Il Partito democratico siciliano, pur essendo stato mollato sull’altare dal Movimento s Stelle, decide di contendere ai suddetti Cinque Stelle il primato del giustizialismo. Una sfida titanica.
Riassunto delle puntate precedenti: il patto
I dem siciliani avevano stretto un’alleanza con il Movimento 5 Stelle in vista delle elezioni reginali. Per la prima volta, con grande entusiasmo, si erano svolte primarie di coalizione giallorossa. Le aveva vinte Caterina Chinnici, eurodeputata, figlia di vittima di Cosa nostra (il giudice Rocco, ucciso nel 1983), magistrato, già assessore regionale della giunta di centrodestra di Raffaele Lombardo, sostenuta dal Pd.
Silenzi e diktat
Nel frattempo, però, è successo di tutto., I 5 Stelle hanno dato la stura al passaggio parlamentare che ha portato alla fine del governo Draghi. Il Pd di Letta dopo tre anni di indefesso corteggiamento dei suddetti 5 Stelle e di ambizioni di campo largo ha capito che era meglio rinunciarci. Intanto in Sicilia Nello Musumeci si è dimesso e si sono fissate le regionali insieme alle Politiche il 25 settembre. A quel punto, l’alleanza sicula dell’auto-proclamato “campo progressista” ha cominciato a scricchiolare.
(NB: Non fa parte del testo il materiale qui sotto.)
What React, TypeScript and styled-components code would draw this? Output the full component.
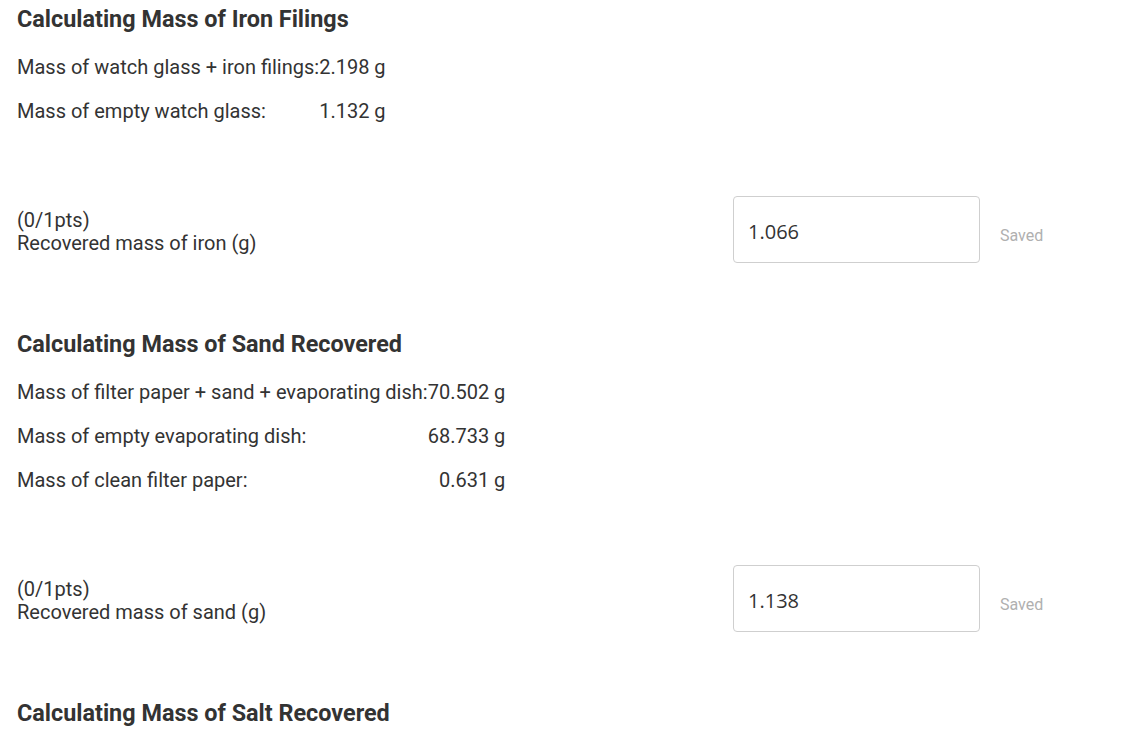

Caterina Chinnici non si è fatta sentire molto in queste settimane. Il suo silenzio , abbastanza atipico per un candidato governatore, è stato stigmatizzato dall’alleato della sinistra, Claudio Fava, e anche dalla testata più attenta alla causa elettorale della sinistra, Repubblica Palermo. Chinnici ha spiegato le ragioni del suo low profile in un intervento sul sopra citato giornale. L’unica posizione intransigente che ha assunto è stata quella di dire no alle candidature di esponenti politici con pendenze giudiziarie. Posizione criticata da Fava, con parole molto nette. (evocando una “deriva giustizialista”
Il “tradimento”
Sì, la posizione è questa: no a candidare chi è sotto processo. Non chi ha riportato una condanna definitiva, nemmeno una provvisoria. No, basta il processo. Che magari poi si chiuderà con l’assoluzione poco importa. “Impresentabili” comunque. Una linea di giustizialismo intransigente che ha agitato le acque nel Pd, che aveva alcuni esponenti di prima linea, storici dirigenti. Incluso un ex segretario regionale, Giuseppe Lupo, che alle primarie ha sostenuto Chinnici e che solo due mesi fa il Pd ha candidato al consiglio comunale di Palermo beneficiando delle sue abbondanti preferenze. Mentre il partito si logorava, i 5 Stelle approfittavano del casus belli per piantare gli alleati e rompere il patto di coalizione. Lo ha annunciato Giuseppe Conte con un post last minute su Facebook che evocava appunto i famosi impresentabili (incensurati): ciao ciao Pd. “Alto tradimento”, hanno commentato i dem. Che si sono ritrovati all’ultimo momento (domani si presentano le liste) senza coalizione e con un avversario in più, il candidato grillino Nunzio Di Paola. con cui avevano trattato fino a tre o quattro giorni prima.
“Impresentabili” adieu
Si è parlato a quel punto di un possibile ritiro della Chinnici. Sarebbe stato un bel guaio per il Pd che nel simbolo, già depositato, aveva scritto il suo nome. Alla fine, la candidata, pregata dal partito, è rimasta in corsa. E invece sono usciti di scena i presunti “impresentabili”, innocenti per il diritto. Il dirigente catanese Angelo Villari si è candidato con Cateno De Luca, ex sindaco di Messina che corre fuori dai poli. Lupo ha detto che si fa da parte ma che sosterrà ugualmente il suo partito. Si va “oltre la cultura giustizialista”, commenta il giurista Guido Corso. Davide Faraone, Italia viva, candidato per il Terzo Polo in Sicilia, commenta: ” Quello che sta accadendo in Sicilia non è un fatto meramente locale, è la metafora di quello che è il destino ridicolo di un partito che a forza di inseguire i cinquestelle si è lasciato contagiare della peggior politica dei manettari.” E ancora: “E fa ancor più male che, Lupo e Villari, vittime della gogna mediatica, umiliati e additati come mostri, non abbiano ricevuto una parola di solidarietà e di vicinanza dai vertici del Pd”.